PARRA v. OCWEN LOAN SERVICING

United States District Court, Northern District of Illinois (2019)

Facts

Issue

Holding — Chang, J.

Rule

Reasoning

Deep Dive: How the Court Reached Its Decision

Court's Interpretation of the Mortgage Contract

The court began by examining the specific language of the mortgage contract, particularly focusing on the section that addressed the application of unapplied funds. It noted that the provision stipulated that these funds should be applied to the outstanding principal balance immediately prior to the entry of a foreclosure judgment, not before the commencement of foreclosure proceedings. In its analysis, the court emphasized that the interpretation of contractual terms must adhere to their plain meaning and the context in which they are used, rather than relying on extrinsic interpretations or assumptions. The court found that Parra's argument conflated the initiation of a foreclosure lawsuit with the actual final judgment of foreclosure, which represented a fundamental misunderstanding of the contractual obligations outlined in the mortgage.
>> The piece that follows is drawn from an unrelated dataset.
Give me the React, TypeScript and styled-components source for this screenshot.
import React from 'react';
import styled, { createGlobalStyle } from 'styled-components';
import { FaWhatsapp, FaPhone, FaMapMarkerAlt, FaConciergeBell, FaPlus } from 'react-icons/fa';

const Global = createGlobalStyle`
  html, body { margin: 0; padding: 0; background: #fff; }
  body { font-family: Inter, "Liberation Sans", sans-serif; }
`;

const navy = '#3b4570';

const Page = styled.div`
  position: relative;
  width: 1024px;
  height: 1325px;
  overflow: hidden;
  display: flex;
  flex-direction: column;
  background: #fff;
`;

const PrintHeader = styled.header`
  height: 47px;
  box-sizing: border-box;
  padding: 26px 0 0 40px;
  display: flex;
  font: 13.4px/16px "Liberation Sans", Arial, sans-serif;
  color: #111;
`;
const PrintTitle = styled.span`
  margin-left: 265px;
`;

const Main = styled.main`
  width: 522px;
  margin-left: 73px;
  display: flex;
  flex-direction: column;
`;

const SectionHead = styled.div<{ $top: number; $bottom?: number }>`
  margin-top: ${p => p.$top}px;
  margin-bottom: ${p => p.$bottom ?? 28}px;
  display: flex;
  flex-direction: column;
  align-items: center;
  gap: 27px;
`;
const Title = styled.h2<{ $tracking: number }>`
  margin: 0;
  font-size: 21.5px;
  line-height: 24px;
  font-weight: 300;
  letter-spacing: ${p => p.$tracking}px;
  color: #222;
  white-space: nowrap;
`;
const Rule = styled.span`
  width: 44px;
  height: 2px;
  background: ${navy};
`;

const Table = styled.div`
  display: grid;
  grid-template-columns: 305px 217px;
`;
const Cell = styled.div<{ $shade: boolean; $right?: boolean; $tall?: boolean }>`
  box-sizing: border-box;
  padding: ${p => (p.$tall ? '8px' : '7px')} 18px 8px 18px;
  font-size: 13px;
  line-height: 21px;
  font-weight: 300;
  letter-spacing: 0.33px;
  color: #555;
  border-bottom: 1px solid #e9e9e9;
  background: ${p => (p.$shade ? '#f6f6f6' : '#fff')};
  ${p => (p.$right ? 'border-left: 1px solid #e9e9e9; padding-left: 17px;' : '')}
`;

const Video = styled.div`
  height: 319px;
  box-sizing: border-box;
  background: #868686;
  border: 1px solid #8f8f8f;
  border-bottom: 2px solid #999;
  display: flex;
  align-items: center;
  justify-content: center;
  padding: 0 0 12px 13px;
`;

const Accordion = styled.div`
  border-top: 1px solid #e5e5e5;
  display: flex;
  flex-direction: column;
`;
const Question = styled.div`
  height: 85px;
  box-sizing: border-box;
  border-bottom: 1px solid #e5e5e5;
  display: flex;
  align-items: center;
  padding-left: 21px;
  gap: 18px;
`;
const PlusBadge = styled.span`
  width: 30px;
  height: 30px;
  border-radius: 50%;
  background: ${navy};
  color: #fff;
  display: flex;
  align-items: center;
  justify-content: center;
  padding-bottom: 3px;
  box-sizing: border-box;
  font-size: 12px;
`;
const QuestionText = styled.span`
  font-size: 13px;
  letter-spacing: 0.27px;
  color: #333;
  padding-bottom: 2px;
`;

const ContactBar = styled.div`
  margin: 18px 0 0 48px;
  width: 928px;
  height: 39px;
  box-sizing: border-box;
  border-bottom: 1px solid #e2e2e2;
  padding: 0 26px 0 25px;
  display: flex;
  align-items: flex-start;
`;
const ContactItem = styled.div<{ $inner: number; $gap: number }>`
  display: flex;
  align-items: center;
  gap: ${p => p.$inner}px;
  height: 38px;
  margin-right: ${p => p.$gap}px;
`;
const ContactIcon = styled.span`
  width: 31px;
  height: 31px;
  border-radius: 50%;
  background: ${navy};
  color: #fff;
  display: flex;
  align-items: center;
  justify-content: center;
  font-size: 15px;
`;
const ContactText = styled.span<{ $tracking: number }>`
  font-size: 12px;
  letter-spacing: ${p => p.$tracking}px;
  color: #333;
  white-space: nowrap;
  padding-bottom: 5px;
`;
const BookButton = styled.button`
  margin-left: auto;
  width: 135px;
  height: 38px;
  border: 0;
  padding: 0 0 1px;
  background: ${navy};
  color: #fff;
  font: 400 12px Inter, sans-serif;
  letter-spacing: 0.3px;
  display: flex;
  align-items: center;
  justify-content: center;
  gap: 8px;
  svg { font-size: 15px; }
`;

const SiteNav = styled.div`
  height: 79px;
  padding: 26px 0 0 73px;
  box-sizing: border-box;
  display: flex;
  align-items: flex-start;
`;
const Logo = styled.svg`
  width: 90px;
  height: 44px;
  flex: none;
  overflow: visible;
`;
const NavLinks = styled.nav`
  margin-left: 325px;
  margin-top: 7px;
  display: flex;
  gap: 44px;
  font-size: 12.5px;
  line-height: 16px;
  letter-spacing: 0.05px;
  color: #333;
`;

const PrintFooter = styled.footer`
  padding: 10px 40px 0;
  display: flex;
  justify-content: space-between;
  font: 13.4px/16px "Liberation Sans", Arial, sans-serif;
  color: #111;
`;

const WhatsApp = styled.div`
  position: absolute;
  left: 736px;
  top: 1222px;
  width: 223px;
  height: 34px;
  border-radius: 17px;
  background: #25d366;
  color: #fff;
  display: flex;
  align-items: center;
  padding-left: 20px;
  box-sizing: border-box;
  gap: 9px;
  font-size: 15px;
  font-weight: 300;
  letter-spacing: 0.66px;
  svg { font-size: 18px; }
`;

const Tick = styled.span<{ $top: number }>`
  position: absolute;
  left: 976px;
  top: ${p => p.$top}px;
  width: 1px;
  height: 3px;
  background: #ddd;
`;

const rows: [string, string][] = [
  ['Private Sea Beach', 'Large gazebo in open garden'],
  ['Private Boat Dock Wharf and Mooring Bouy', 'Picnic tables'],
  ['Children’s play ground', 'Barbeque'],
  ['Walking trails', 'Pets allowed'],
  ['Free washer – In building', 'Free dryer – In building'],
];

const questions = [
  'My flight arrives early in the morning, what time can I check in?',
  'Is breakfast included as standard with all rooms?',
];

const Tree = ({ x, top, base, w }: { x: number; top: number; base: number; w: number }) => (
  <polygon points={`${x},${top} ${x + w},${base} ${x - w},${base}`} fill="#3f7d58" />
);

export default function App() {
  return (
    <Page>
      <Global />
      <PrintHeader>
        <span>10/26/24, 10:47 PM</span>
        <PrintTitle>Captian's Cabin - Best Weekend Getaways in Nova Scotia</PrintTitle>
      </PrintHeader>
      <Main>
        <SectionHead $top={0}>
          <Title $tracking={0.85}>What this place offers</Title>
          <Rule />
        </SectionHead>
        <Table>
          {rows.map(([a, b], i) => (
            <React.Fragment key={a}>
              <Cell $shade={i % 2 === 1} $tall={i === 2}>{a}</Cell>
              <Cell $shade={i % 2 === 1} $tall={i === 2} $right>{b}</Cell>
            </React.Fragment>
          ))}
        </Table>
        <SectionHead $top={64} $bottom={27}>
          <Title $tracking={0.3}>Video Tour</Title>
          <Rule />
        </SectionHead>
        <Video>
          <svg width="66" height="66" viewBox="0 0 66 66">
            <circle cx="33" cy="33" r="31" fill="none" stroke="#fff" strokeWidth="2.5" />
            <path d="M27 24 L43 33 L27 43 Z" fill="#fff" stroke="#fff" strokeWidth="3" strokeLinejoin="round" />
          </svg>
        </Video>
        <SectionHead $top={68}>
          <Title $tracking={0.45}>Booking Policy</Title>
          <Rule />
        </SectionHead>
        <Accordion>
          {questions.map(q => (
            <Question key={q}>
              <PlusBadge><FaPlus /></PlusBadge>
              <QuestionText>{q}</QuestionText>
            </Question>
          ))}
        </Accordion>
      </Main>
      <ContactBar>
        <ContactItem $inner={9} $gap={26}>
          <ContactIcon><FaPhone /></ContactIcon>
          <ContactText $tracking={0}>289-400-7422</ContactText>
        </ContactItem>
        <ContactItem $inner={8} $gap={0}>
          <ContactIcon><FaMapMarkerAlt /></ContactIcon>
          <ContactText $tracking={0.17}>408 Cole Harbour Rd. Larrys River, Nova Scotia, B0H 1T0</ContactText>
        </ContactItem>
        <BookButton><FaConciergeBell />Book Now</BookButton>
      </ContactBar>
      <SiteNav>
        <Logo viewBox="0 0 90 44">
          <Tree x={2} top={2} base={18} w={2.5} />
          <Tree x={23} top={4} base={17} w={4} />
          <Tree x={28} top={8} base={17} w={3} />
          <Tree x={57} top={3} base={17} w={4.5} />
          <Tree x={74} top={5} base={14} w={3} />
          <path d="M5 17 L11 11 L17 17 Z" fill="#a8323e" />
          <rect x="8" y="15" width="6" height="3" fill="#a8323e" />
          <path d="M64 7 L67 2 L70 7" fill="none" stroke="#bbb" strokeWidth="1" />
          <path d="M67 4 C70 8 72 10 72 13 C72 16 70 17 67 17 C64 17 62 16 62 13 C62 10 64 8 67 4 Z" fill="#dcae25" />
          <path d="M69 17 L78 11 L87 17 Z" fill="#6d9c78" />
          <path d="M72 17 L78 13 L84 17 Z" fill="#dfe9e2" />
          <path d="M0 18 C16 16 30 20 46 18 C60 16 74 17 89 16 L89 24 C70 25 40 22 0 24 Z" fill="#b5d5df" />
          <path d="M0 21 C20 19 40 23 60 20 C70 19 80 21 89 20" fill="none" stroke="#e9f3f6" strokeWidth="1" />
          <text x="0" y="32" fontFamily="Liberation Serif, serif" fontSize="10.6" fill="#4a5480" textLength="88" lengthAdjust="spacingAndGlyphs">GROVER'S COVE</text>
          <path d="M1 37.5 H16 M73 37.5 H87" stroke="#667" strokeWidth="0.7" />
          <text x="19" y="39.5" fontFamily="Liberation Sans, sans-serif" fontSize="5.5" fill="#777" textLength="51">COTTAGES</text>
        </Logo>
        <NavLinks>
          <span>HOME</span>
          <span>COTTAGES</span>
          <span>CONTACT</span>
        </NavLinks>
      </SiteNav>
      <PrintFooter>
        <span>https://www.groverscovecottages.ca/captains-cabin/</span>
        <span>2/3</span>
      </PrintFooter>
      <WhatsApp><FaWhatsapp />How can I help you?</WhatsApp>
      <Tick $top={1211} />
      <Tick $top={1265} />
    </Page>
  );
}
By distinguishing between these two stages, the court clarified that Ocwen was only obligated to apply the funds before a foreclosure judgment was entered, thereby negating Parra's claim of breach. The court's interpretation was rooted in Illinois contract law, which mandates that the intent of parties be discerned from the contract's four corners, reinforcing the need to avoid rendering any contractual provisions superfluous. Thus, the court concluded that Ocwen had not breached the contract as alleged by Parra, as the relevant clause did not impose a duty to apply the funds prior to the initiation of foreclosure proceedings.
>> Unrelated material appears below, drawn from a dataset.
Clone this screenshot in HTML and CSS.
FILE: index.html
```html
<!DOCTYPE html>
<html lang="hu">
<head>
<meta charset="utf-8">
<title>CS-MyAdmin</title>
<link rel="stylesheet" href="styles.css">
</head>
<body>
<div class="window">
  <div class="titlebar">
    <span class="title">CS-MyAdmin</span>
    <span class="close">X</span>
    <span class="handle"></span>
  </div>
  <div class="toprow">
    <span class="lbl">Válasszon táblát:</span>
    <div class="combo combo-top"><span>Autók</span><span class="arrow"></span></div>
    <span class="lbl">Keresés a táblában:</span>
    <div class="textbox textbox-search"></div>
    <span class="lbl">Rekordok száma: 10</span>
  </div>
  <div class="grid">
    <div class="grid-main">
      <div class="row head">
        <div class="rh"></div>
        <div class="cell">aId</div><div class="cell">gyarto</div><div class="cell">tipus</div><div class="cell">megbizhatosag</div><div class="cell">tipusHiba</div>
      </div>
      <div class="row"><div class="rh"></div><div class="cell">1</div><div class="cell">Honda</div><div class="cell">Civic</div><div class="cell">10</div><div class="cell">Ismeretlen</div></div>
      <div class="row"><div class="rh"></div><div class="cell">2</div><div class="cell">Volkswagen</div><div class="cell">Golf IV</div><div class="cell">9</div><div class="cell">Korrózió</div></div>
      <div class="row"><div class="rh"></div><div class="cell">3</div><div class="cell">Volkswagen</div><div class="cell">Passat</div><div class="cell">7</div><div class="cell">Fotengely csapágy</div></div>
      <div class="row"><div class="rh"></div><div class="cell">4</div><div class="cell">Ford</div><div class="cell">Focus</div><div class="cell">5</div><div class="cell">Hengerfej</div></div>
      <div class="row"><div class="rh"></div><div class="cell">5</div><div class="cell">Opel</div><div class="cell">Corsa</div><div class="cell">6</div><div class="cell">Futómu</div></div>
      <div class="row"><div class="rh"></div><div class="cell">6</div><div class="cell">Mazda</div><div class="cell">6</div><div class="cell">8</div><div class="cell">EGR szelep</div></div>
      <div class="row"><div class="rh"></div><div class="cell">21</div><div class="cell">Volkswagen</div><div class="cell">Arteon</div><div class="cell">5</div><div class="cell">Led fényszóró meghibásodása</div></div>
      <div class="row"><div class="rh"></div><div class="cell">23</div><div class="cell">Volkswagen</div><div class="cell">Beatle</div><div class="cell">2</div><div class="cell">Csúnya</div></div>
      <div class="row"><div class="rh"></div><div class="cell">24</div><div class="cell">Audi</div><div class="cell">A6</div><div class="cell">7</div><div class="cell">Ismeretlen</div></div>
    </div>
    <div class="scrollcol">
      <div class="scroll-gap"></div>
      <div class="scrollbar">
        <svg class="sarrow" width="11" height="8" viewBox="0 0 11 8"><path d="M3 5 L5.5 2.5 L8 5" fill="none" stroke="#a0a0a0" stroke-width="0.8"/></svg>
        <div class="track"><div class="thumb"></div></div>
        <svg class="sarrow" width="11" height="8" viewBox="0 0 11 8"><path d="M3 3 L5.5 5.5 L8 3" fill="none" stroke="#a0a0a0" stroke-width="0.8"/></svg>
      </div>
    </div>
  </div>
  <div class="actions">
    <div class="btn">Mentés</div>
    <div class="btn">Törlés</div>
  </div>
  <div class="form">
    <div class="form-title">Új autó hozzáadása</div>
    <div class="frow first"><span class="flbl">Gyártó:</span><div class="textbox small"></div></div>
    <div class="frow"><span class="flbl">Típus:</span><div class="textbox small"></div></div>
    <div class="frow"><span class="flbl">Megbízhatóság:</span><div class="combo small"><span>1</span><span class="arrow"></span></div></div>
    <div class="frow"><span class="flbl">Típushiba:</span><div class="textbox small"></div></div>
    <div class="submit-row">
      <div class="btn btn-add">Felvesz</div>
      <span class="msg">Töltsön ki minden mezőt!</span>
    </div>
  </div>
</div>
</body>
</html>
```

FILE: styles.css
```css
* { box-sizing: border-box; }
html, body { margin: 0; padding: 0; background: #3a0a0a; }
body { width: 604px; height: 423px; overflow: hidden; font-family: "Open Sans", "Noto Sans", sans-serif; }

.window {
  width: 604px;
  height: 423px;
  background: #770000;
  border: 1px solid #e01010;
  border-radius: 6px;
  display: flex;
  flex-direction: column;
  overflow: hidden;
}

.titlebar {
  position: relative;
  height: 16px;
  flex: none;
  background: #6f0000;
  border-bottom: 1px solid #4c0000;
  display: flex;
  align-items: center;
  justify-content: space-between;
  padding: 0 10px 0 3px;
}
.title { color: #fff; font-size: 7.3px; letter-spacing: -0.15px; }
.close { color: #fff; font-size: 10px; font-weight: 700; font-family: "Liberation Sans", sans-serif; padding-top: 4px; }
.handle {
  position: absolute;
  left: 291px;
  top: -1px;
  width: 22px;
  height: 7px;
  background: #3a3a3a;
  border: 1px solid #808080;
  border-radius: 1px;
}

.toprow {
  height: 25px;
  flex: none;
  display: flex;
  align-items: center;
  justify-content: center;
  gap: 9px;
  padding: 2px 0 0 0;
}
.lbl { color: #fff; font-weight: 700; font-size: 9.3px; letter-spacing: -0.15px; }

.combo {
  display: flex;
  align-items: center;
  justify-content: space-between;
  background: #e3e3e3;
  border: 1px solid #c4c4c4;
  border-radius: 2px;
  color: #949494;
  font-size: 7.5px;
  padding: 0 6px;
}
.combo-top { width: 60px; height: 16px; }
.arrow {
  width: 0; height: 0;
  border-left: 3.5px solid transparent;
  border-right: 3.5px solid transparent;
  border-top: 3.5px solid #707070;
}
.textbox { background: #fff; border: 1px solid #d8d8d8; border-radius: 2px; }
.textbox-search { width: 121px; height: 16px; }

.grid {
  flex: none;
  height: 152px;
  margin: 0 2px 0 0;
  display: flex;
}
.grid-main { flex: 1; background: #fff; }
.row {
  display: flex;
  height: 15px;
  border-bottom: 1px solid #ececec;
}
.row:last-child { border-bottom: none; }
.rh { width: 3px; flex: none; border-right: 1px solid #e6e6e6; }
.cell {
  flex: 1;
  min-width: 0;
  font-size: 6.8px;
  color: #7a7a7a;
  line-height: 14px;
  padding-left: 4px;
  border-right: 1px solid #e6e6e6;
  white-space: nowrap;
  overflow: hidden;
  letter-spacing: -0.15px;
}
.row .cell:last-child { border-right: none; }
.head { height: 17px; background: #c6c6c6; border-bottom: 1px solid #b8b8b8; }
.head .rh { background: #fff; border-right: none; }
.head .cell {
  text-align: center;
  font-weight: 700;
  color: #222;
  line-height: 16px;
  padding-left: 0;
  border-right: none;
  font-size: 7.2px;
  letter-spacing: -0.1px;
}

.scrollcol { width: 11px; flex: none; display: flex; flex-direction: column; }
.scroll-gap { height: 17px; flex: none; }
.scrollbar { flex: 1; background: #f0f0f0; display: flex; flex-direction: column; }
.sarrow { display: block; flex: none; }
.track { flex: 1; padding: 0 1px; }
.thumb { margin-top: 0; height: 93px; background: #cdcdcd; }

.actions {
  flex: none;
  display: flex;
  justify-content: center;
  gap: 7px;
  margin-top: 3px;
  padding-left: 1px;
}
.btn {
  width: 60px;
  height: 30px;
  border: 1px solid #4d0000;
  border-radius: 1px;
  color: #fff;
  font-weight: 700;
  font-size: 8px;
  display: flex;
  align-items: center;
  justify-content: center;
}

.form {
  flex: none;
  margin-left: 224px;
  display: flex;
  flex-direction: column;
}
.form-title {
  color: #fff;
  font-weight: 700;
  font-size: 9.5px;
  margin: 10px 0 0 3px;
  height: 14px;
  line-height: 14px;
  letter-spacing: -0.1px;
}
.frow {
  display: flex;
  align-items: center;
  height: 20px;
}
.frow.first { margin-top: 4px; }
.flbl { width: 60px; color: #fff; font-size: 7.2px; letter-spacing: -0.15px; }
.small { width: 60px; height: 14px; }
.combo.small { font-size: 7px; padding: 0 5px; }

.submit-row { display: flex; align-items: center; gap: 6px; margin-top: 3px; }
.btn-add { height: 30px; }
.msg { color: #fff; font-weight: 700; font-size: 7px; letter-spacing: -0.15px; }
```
Rejection of Parra’s Legal Arguments

The court systematically rejected Parra's arguments regarding the legal significance of the term "foreclosure." Parra relied on case law that interpreted "foreclosure" in the context of a specific Illinois statute, asserting that the term encompassed the entire foreclosure process. However, the court noted that these cases were not directly applicable to the interpretation of the mortgage contract at issue, as they focused on statutory definitions rather than contractual language. By analyzing the contract as a whole, the court identified a clear distinction within the contract itself between the initiation of a foreclosure proceeding and the final judgment of foreclosure. This distinction was supported by the language in various sections of the contract, which referenced judicial foreclosure proceedings and the outcomes thereof. The court highlighted that the contractual provisions were carefully drafted to delineate the stages of a foreclosure process, thus undermining Parra's claims that Ocwen had a duty to apply the funds before filing for foreclosure. Ultimately, the court found that Parra's misunderstanding of the contract's terms led to a failure to state a valid claim, warranting dismissal of his case.
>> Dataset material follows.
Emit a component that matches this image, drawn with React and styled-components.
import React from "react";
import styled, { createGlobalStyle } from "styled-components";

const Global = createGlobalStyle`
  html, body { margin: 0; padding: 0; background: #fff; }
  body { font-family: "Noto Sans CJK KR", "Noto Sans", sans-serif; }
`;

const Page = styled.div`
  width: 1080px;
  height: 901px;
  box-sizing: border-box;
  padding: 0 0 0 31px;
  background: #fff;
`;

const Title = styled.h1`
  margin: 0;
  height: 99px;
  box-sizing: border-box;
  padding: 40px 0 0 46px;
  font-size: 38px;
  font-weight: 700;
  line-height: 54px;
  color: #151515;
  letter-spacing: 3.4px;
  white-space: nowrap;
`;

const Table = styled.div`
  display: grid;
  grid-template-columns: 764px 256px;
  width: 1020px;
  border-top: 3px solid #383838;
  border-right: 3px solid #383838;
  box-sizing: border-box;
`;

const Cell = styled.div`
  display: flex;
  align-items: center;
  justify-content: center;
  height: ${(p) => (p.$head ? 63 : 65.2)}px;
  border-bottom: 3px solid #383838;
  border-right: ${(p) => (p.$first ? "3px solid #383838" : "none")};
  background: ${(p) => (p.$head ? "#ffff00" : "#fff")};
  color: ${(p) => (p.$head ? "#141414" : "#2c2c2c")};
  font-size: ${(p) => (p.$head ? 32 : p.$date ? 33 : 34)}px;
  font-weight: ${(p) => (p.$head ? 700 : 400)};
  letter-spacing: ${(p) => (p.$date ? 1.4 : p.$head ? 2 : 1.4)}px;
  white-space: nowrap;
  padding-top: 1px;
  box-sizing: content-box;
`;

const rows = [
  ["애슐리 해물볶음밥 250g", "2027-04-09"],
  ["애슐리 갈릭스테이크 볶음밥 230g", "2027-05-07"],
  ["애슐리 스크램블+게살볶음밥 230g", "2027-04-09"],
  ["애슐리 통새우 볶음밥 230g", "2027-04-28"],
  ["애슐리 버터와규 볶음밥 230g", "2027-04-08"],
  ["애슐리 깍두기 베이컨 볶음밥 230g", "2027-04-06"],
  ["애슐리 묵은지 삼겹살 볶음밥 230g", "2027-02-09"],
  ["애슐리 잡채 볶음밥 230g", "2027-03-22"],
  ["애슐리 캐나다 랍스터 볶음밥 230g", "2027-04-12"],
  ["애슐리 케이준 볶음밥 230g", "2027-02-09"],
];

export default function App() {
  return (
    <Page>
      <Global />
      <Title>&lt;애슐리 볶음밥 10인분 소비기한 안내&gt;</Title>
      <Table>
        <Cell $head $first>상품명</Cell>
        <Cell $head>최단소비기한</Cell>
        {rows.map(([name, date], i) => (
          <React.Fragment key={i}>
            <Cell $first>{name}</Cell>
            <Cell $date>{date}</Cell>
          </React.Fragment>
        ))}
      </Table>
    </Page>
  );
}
Impact on Remaining Claims

The court further analyzed the implications of its interpretation of the mortgage contract on the remaining claims presented by Parra. Given that all of Parra's claims were predicated on the alleged breach of the contract regarding the application of unapplied funds, the court determined that if there was no breach, then the subsequent claims must also fail. This included allegations of unfair or deceptive conduct, unjust enrichment, and requests for injunctive relief, all of which depended on the existence of a breach of contract. The court underscored that without a valid breach, there could be no basis for claims of unfair or deceptive practices, as such claims are inherently tied to the alleged contractual violation. Additionally, the court noted that Parra's assertion regarding the inaccurate amount of the current unpaid balance similarly hinged on the flawed premise that Ocwen was obligated to apply the unapplied funds before filing for foreclosure. Thus, the court concluded that all counts beyond the breach of contract claim were inextricably linked to the initial interpretation and thus warranted dismissal.

Conclusion and Dismissal

In its conclusion, the court granted Ocwen's motion to dismiss the complaint, affirming that Parra's claims lacked merit based on the plain interpretation of the contractual language. The dismissal was with prejudice, indicating that Parra would not be allowed to amend his complaint to address the issues identified by the court. The court reasoned that the straightforward nature of the contractual interpretation suggested that no amendment could rectify the fundamental misunderstanding of the obligations outlined in the mortgage agreement. The ruling effectively underscored the importance of precise language in contracts and the need for parties to understand their rights and obligations clearly. The court also vacated the upcoming status hearing, signaling the case's closure in the federal court system. By emphasizing the necessity of adhering to the contract's explicit terms, the court reinforced the principle that parties must be held accountable to the agreements they enter into, particularly in matters involving foreclosure and mortgage servicing. The decision ultimately highlighted the court's role in interpreting contractual disputes based on established legal standards and the language contained within the contract itself.